DOĞRULARI ANLATACAĞIZ
Artık o noktaları çoktan geçtik. Konuştuğumuz yabancı insanlarla bire bir sohbetin çok etkili olduğunu görüyorum. Her Türk vatandaşın aynı binadaki komşusuna, iş arkadaşına doğruları anlatabilmesi, seyahat acentaların bire bir temaslarla yabancı halka anlatımı çok daha etkili. Türkiye'ye tatile gitmeyi düşünen ve tatil planı yapmadan önce kafasındaki korkularını gidermek, okuduğu haberlerin yalan olduğunu inanmak için bizzat benden doğruları duymak isteyen sayısız yabancı arkadaşla karşılaşıyorum. ''Evet ben oraya gittim, o oteli biliyorum, o bölgeye gidebilirsin. O haberler doğru değil. Güvenlikle ilgili hiç sorun yaşamassın...'' gibi sözleri güvendiği bir Türk dostundan arkadaşından, bizzat bölgeyi iyi bilen güvenilir birisinden duymak ve teyit ettirmek isteyen çok yabancı var.

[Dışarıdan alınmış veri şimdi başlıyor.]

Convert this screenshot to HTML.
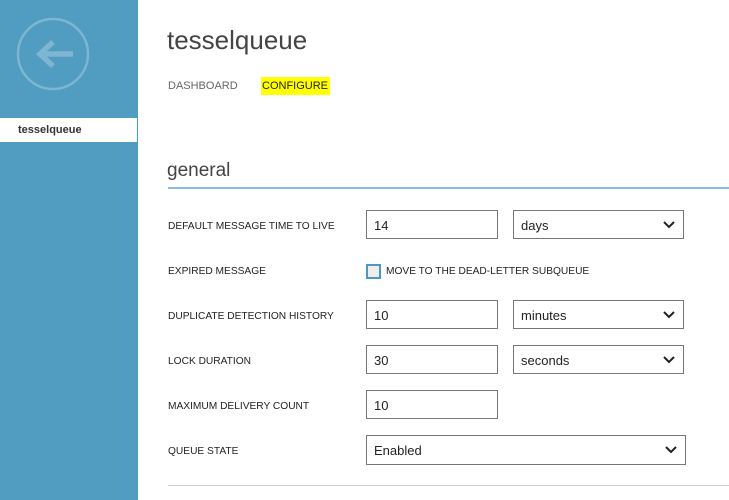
<!DOCTYPE html>
<html><head><style>
body{margin:0;width:729px;height:500px;overflow:hidden;background:#fff;font-family:"Liberation Sans",sans-serif;position:relative;color:#333}
.side{position:absolute;left:0;top:0;width:138px;height:500px;background:#519cc1}
.sel{position:absolute;left:0;top:118px;width:137px;height:24px;background:#fff;font-size:11px;font-weight:bold;color:#333;line-height:24px;text-indent:18px}
.a{position:absolute}
.lbl{position:absolute;left:168px;font-size:10.2px;color:#222}
.in{position:absolute;border:1px solid #777;box-sizing:border-box;height:29px;font-size:13px;line-height:29px;padding-left:7px;color:#222}
.chev{position:absolute;right:8px;top:10px}
</style></head><body>
<div class="side">
<svg class="a" style="left:16px;top:17px" width="76" height="76" viewBox="0 0 76 76"><circle cx="37" cy="37" r="35" fill="none" stroke="#7db5d2" stroke-width="2.5"/><path d="M57 37H24M37 25L24 37L37 49" fill="none" stroke="#7db5d2" stroke-width="5.5"/></svg>
<div class="sel">tesselqueue</div>
</div>
<div class="a" style="left:167px;top:25px;font-size:26px;color:#444">tesselqueue</div>
<div class="a" style="left:168px;top:80px;font-size:11px;color:#666">DASHBOARD</div>
<div class="a" style="left:261px;top:77px;font-size:11px;color:#222;background:#ffff00;padding:3px 2px 3px 1px">CONFIGURE</div>
<div class="a" style="left:167px;top:160px;font-size:19px;color:#444">general</div>
<div class="a" style="left:168px;top:187px;width:561px;height:2px;background:#8cb9e2"></div>
<div class="lbl" style="top:221px">DEFAULT MESSAGE TIME TO LIVE</div>
<div class="in" style="left:366px;top:210px;width:132px">14</div>
<div class="in" style="left:513px;top:210px;width:171px">days<svg class="chev" width="12" height="8"><path d="M1 1L6 6L11 1" fill="none" stroke="#222" stroke-width="2"/></svg></div>
<div class="lbl" style="top:266px">EXPIRED MESSAGE</div>
<div class="a" style="left:366px;top:264px;width:15px;height:15px;box-sizing:border-box;border:2px solid #4a97c8;background:#eee"></div>
<div class="a" style="left:386px;top:266px;font-size:10.2px;color:#222">MOVE TO THE DEAD-LETTER SUBQUEUE</div>
<div class="lbl" style="top:311px">DUPLICATE DETECTION HISTORY</div>
<div class="in" style="left:366px;top:300px;width:132px">10</div>
<div class="in" style="left:513px;top:300px;width:171px">minutes<svg class="chev" width="12" height="8"><path d="M1 1L6 6L11 1" fill="none" stroke="#222" stroke-width="2"/></svg></div>
<div class="lbl" style="top:356px">LOCK DURATION</div>
<div class="in" style="left:366px;top:345px;width:132px">30</div>
<div class="in" style="left:513px;top:345px;width:171px">seconds<svg class="chev" width="12" height="8"><path d="M1 1L6 6L11 1" fill="none" stroke="#222" stroke-width="2"/></svg></div>
<div class="lbl" style="top:401px">MAXIMUM DELIVERY COUNT</div>
<div class="in" style="left:366px;top:390px;width:132px">10</div>
<div class="lbl" style="top:446px">QUEUE STATE</div>
<div class="in" style="left:366px;top:435px;width:320px;height:30px">Enabled<svg class="chev" width="12" height="8"><path d="M1 1L6 6L11 1" fill="none" stroke="#222" stroke-width="2"/></svg></div>
<div class="a" style="left:168px;top:485px;width:561px;height:1px;background:#ccc"></div>
</body></html>
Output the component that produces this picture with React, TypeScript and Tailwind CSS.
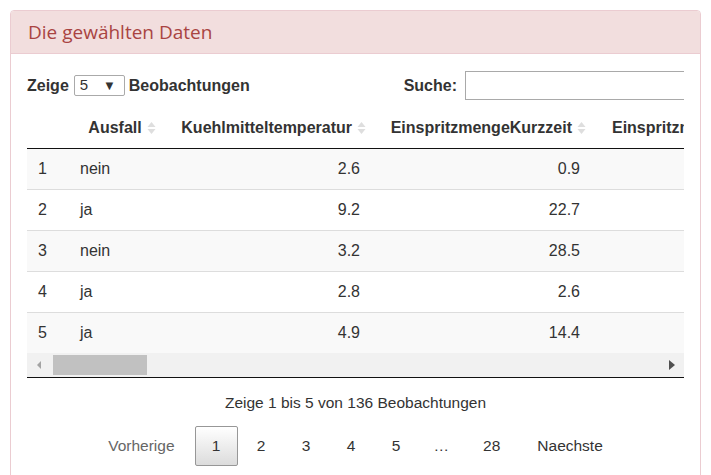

Bu konuyla ilgili STK'ların sosyal medya hesaplarından yapabilecekleri çok daha faydalı çalışmalar var. Hepsini burada yazamıyorum. Unutmayalım ki, bizim durduğumuz her an, terör örgütlerinin Avrupa'daki veya İsviçre'deki uzantıları her alanda durmadan bir yabancıya daha yalan bilgi pompalamaya algı yaymaya devam ediyor. Doğruları şimdi anlatamazsak, her zaman olduğu gibi hainlerin siyasi arenada ve Batı medyasında, İsviçre medyasında yalan bilgilerle Türkiye'yi ve Türk toplumunu itham etmeye karalamaya başladıkları anda, kendimizi, ülkemizi zorla komşumuza, iş arkadaşımıza karşı savunmak durumunda kalıyoruz.